What would make the stock cheap or expensive. Cheap: midsize share holds above 85%, 650cc + 450cc volume mix continues to rise, international volumes inflect, allied revenue scales toward 20% of RE — the brand multiple expands. Expensive: midsize share leaks past 80%, ASP growth slows below CPI, Flying Flea fails to clear ICE economics, VECV LMD share breaks 32% — the brand multiple should compress toward Bajaj's. Net cash and the negative working capital structure put a hard floor on the downside.
6. What I'd Tell a Young Analyst
Stop treating Eicher as a generic "Indian auto" name. It is the listed proxy for India's motorcycle-premiumisation thesis, with a CV joint venture stuck on the side. Do not read the consolidated revenue line and think you understand the business — the VECV revenue is missing from it.
Watch four things, in this order: Royal Enfield's midsize share (88% holding through 9MFY26 — the moat is intact; if this drops to 82%, re-underwrite); above-350cc volume mix (the premiumisation engine — this is what justifies the multiple); VECV LMD share (34.7% in 9MFY26, down 130 bp YoY — early warning on the cyclical leg); net cash deployment ($1.9B+ sitting idle is a quiet risk if management starts chasing acquisitions or unrelated EV bets).
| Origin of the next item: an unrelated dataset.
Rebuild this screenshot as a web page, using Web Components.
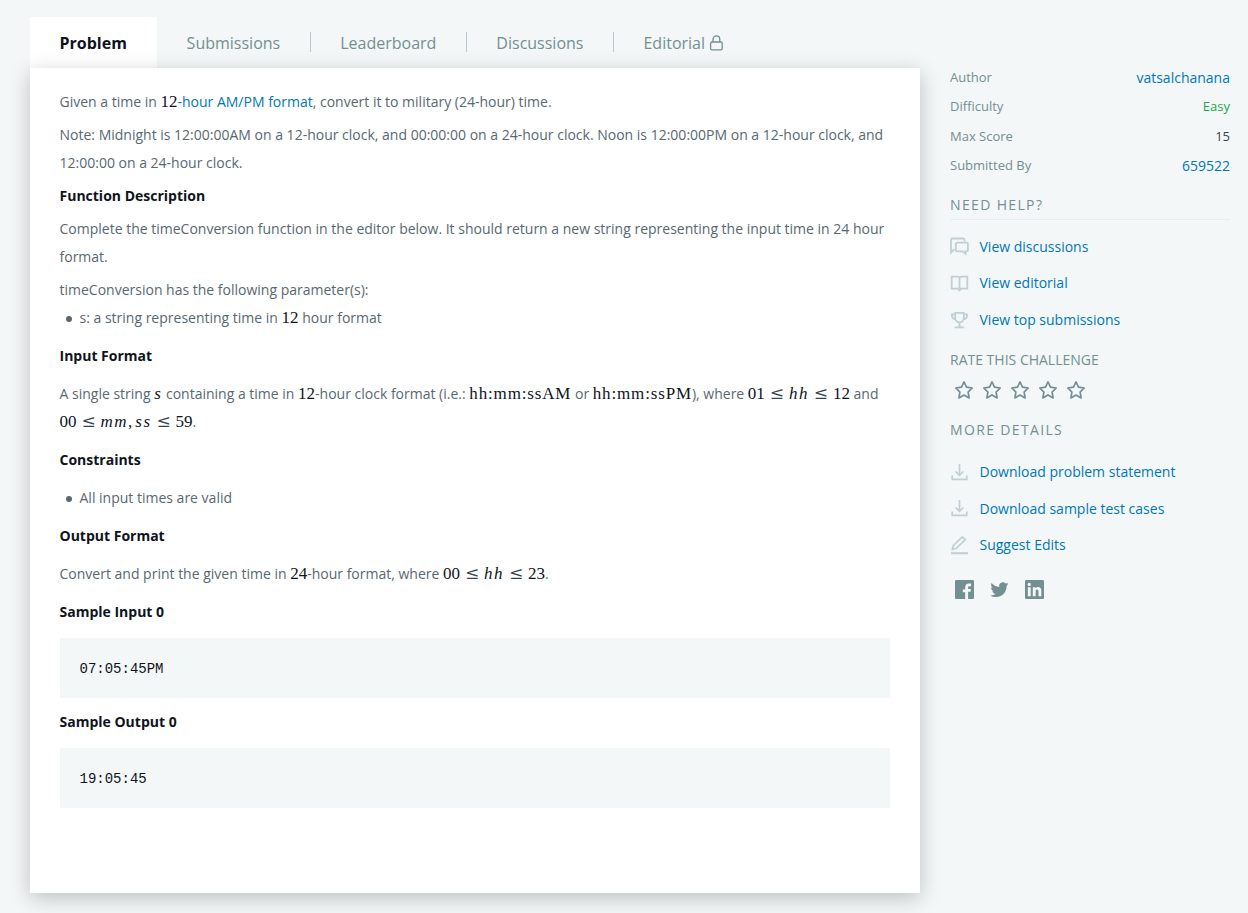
<!DOCTYPE html>
<html><head><meta charset="utf-8"><title>Time Conversion</title>
<style>
html,body{margin:0;padding:0;height:913px;overflow:hidden;background:#f3f7f7;font-family:"Open Sans","Noto Sans",sans-serif;font-size:14px;color:#576871}
</style></head><body>
<hr-app>
<hr-tabs slot="tabs">
<hr-tab active>Problem</hr-tab><hr-tab divider>Submissions</hr-tab><hr-tab divider>Leaderboard</hr-tab><hr-tab divider>Discussions</hr-tab>
<hr-tab>Editorial <svg width="15" height="16" viewBox="0 0 15 16" fill="none" stroke="#738f93" stroke-width="1.3" style="vertical-align:-2px"><rect x="1.6" y="7" width="11.6" height="7.8" rx="1.4"/><path d="M4 7V4.3a3.4 3.4 0 0 1 6.8 0V7"/></svg></hr-tab>
</hr-tabs>
<hr-card slot="card">
<hr-p>Given a time in <hr-m>12</hr-m><a>-hour AM/PM format</a>, convert it to military (24-hour) time.</hr-p>
<hr-p>Note: Midnight is 12:00:00AM on a 12-hour clock, and 00:00:00 on a 24-hour clock. Noon is 12:00:00PM on a 12-hour clock, and 12:00:00 on a 24-hour clock.</hr-p>
<hr-h gap="5">Function Description</hr-h>
<hr-p>Complete the timeConversion function in the editor below. It should return a new string representing the input time in 24 hour format.</hr-p>
<hr-p>timeConversion has the following parameter(s):</hr-p>
<hr-li gap="0">s: a string representing time in <hr-m>12</hr-m> hour format</hr-li>
<hr-h>Input Format</hr-h>
<hr-p gap="10">A single string <hr-m><i>s</i></hr-m> containing a time in <hr-m>12</hr-m>-hour clock format (i.e.: <hr-m wide>hh:mm:ssAM</hr-m> or <hr-m wide>hh:mm:ssPM</hr-m>), where <hr-m>01<u>≤</u><i>hh</i><u>≤</u>12</hr-m> and <hr-m>00<u>≤</u><i>mm</i>,<i class="sp">ss</i><u>≤</u>59</hr-m>.</hr-p>
<hr-h>Constraints</hr-h>
<hr-li gap="10">All input times are valid</hr-li>
<hr-h>Output Format</hr-h>
<hr-p gap="10">Convert and print the given time in <hr-m>24</hr-m>-hour format, where <hr-m>00<u>≤</u><i>hh</i><u>≤</u>23</hr-m>.</hr-p>
<hr-h>Sample Input 0</hr-h>
<hr-pre>07:05:45PM</hr-pre>
<hr-h>Sample Output 0</hr-h>
<hr-pre>19:05:45</hr-pre>
</hr-card>
<hr-side slot="side">
<hr-stat label="Author" tone="link">vatsalchanana</hr-stat>
<hr-stat label="Difficulty" tone="easy">Easy</hr-stat>
<hr-stat label="Max Score" tone="dark">15</hr-stat>
<hr-stat label="Submitted By" tone="link">659522</hr-stat>
<hr-head rule style="margin-top:15px">NEED HELP?</hr-head>
<hr-link icon="chat" style="margin-top:8.7px">View discussions</hr-link>
<hr-link icon="book" style="margin-top:-.5px">View editorial</hr-link>
<hr-link icon="trophy" style="margin-top:.5px">View top submissions</hr-link>
<hr-head plain style="margin-top:12.05px">RATE THIS CHALLENGE</hr-head>
<hr-stars></hr-stars>
<hr-head style="margin-top:15.5px">MORE DETAILS</hr-head>
<hr-link icon="down" style="margin-top:13.75px">Download problem statement</hr-link>
<hr-link icon="down">Download sample test cases</hr-link>
<hr-link icon="edit">Suggest Edits</hr-link>
<hr-social></hr-social>
</hr-side>
</hr-app>
<script>
function def(name, css, html){
  customElements.define(name, class extends HTMLElement{
    connectedCallback(){
      if(this.shadowRoot) return;
      const r=this.attachShadow({mode:'open'});
      r.innerHTML='<style>'+css+'</style>'+(typeof html==='function'?html(this):html);
    }
  });
}
def('hr-app',`:host{display:grid;grid-template-columns:890px 280px;column-gap:30px;grid-template-rows:51px 825px;padding:17px 0 0 30px;width:1200px}
.t{grid-column:1}.c{grid-column:1;grid-row:2}.s{grid-column:2;grid-row:1/3;padding-top:45.4px}`,
`<div class="t"><slot name="tabs"></slot></div><div class="c"><slot name="card"></slot></div><div class="s"><slot name="side"></slot></div>`);
def('hr-tabs',`:host{display:flex;height:51px;align-items:stretch}`,`<slot></slot>`);
def('hr-tab',`:host{display:flex;align-items:center;padding:0 30px;font-size:16px;line-height:24px;color:#738f93;position:relative;white-space:pre}
:host([active]){box-sizing:border-box;width:127px;background:#fff;color:#0e141e;font-weight:700;padding:0 0 0 29.5px;margin-right:-.4px}
:host([divider])::after{content:"";position:absolute;right:-1px;top:15px;height:20px;width:1px;background:#b7c9cc}`,`<slot></slot>`);
def('hr-card',`:host{display:block;box-sizing:border-box;height:825px;background:#fff;padding:20px 30px 0 29.5px;box-shadow:0 5px 20px rgba(0,0,0,.22);position:relative}`,`<slot></slot>`);
def('hr-p',`:host{display:block;line-height:28px;margin-top:5px;color:#576871}
:host([gap="10"]){margin-top:10px}
:host(:first-child){margin-top:0}
::slotted(a){color:#0077b5;text-decoration:none}`,`<slot></slot>`);
def('hr-h',`:host{display:block;line-height:28px;margin-top:10px;font-weight:700;color:#0e141e}
:host([gap="5"]){margin-top:5px}`,`<slot></slot>`);
def('hr-li',`:host{display:block;position:relative;line-height:28px;padding-left:20px;color:#576871}
:host([gap="10"]){margin-top:10px}
:host::before{content:"";position:absolute;left:6.5px;top:11.5px;width:6px;height:6px;border-radius:50%;background:#576871}`,`<slot></slot>`);
def('hr-m',`:host{display:inline-block;white-space:nowrap;line-height:1;font-family:"Liberation Serif","Times New Roman",serif;font-size:17px;color:#0e141e}
:host([wide]){letter-spacing:.85px}
::slotted(u){text-decoration:none;font-family:"DejaVu Serif",serif;font-size:17px;font-weight:400;color:#39424e;padding:0 4.9px}
::slotted(i){letter-spacing:1.5px}
::slotted(i.sp){margin-left:3px}`,`<slot></slot>`);
def('hr-pre',`:host{display:block;box-sizing:border-box;height:60px;margin:12px 0 0 .5px;background:#f3f7f7;padding:0 19.5px;font-family:"Liberation Mono",monospace;font-size:14px;line-height:62px;color:#0e141e}`,`<slot></slot>`);
def('hr-side',`:host{display:block}`,`<slot></slot>`);
def('hr-stat',`:host{display:flex;justify-content:space-between;align-items:center;height:29.33px;font-size:13px;color:#738f93}
.v{font-size:14px}
:host([tone=link]) .v{color:#0077b5}
:host([tone=easy]) .v{color:#1ba94c;font-size:13px}
:host([tone=dark]) .v{color:#39424e;font-size:13px}`,
h=>`<span>${h.getAttribute('label')}</span><span class="v"><slot></slot></span>`);
def('hr-head',`:host{display:block;font-size:14px;line-height:20px;letter-spacing:1.35px;color:#738f93}
:host([plain]){letter-spacing:0}
:host([rule]){padding-bottom:4px;border-bottom:1px solid #e7eeef}`,`<slot></slot>`);
const ICONS={
chat:`<path d="M14.5 4.500V2.800c0-.8-.5-1.300-1.300-1.300H2.300C1.500 1.500 1 2 1 2.800v12.700l3.400-3.300" fill="none" stroke-width="1.800"/><path d="M7 5.700h9.700c.7 0 1.200.5 1.200 1.200v6.300c0 .7-.5 1.200-1.200 1.200h-1.200v2.400l-2.700-2.400H7c-.7 0-1.200-.5-1.200-1.200V6.900c0-.7.5-1.200 1.200-1.200z" fill="none" stroke-width="1.800"/>`,
book:`<path d="M1.700 3.600h5.800c1 0 2 .6 2 1.700 0-1.100 1-1.700 2-1.700h5.800v12h-6.300l-1.500 1.700-1.500-1.700H1.700zM9.500 5.300v10.300" fill="none" stroke-width="1.800"/>`,
trophy:`<path d="M5.200 2.800h8.600v5.300a4.300 4.300 0 0 1-8.600 0zM5.200 4.300H2v1.500c0 2 1.400 3.300 3.600 3.500M13.800 4.300H17v1.500c0 2-1.400 3.300-3.600 3.500M9.500 12.500v4.500M4.800 17.300h9.400" fill="none" stroke-width="1.800"/>`,
down:`<path d="M9.500 2v11.200M5.600 9.500l3.900 3.900 3.900-3.900M2.200 13.500v3.800h14.600v-3.800" fill="none" stroke-width="1.700"/>`,
edit:`<path d="M2.400 14.300l.8-3.700L12.300 1.800l3 2.900-9.200 8.800z" fill="none" stroke-width="1.600"/><path d="M1 18.200h17" fill="none" stroke-width="2"/>`};
def('hr-link',`:host{display:flex;align-items:center;height:36.5px;font-size:14px;color:#0077b5}
svg{width:20px;height:20px;margin-right:9.5px;stroke:#bfcfd3;flex:none}`,
h=>`<svg viewBox="0 0 20 20">${ICONS[h.getAttribute('icon')]}</svg><slot></slot>`);
const star=`<svg width="20" height="20" viewBox="0 0 20 20"><path d="M10 1.900l2.500 5.300 5.700.8-4.100 4.100 1 5.800-5.100-2.800-5.100 2.800 1-5.800L1.800 8l5.700-.8z" fill="none" stroke="#738f93" stroke-width="1.700" stroke-linejoin="round"/></svg>`;
def('hr-stars',`:host{display:flex;gap:8px;padding:10.5px 0 0 3.5px;height:24px}svg{display:block}`,star.repeat(5));
def('hr-social',`:host{display:flex;gap:16px;align-items:center;padding:17px 0 0 5px}svg{display:block;width:19px;height:19px;fill:#738f93}`,
`<svg viewBox="0 0 20 20"><path d="M1.400 0h17.200C19.400 0 20 .6 20 1.400v17.200c0 .8-.6 1.400-1.400 1.400h-4.800v-7.600h2.600l.4-3h-3V8c0-.9.3-1.400 1.500-1.400h1.600V3.900c-.3 0-1.200-.1-2.300-.1-2.300 0-3.900 1.400-3.900 4v2.100H8.200v3h2.500V20H1.400C.6 20 0 19.400 0 18.600V1.400C0 .6.6 0 1.400 0z"/></svg>
<svg viewBox="0 0 20 20"><path d="M19.500 4.300c-.7.3-1.500.5-2.200.6.8-.5 1.400-1.200 1.700-2.100-.8.4-1.600.8-2.500.9a3.900 3.900 0 0 0-6.700 3.600C6.500 7.100 3.600 5.500 1.700 3.100c-1 1.800-.5 4 1.200 5.200-.6 0-1.200-.2-1.800-.5 0 1.900 1.300 3.500 3.100 3.900-.6.2-1.200.2-1.800.1.500 1.600 2 2.700 3.700 2.700-1.700 1.300-3.800 1.900-5.800 1.700 1.700 1.100 3.800 1.800 6 1.800 7.300 0 11.400-6.200 11.100-11.700.8-.6 1.500-1.200 2-2z"/></svg>
<svg viewBox="0 0 20 20"><path fill-rule="evenodd" d="M1.400 0h17.200C19.400 0 20 .6 20 1.400v17.200c0 .8-.6 1.400-1.400 1.400H1.400C.6 20 0 19.400 0 18.600V1.400C0 .6.6 0 1.400 0zM3 7.600V17h3V7.600zM4.500 3a1.700 1.700 0 1 0 0 3.400 1.700 1.700 0 0 0 0-3.400zM8.200 7.600V17h3v-4.900c0-1.300.5-2.100 1.600-2.100s1.400.8 1.400 2.100V17h3v-5.600c0-2.700-1.300-4-3.300-4-1.400 0-2.300.6-2.800 1.400V7.600z"/></svg>`);
</script>
</body></html>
The market consensus is probably right that this is a high-quality compounder. Where it could be wrong: it underrates the structural growth of the niche (above-250cc is still only 8.5% of Indian motorcycles), and overrates the threat from Triumph-Bajaj and Hero-Harley because share-of-segment numbers say nothing yet. The thesis breaks only if pricing power breaks — and pricing power is visible in the EBITDA margin every quarter. Read the margin first; everything else is commentary.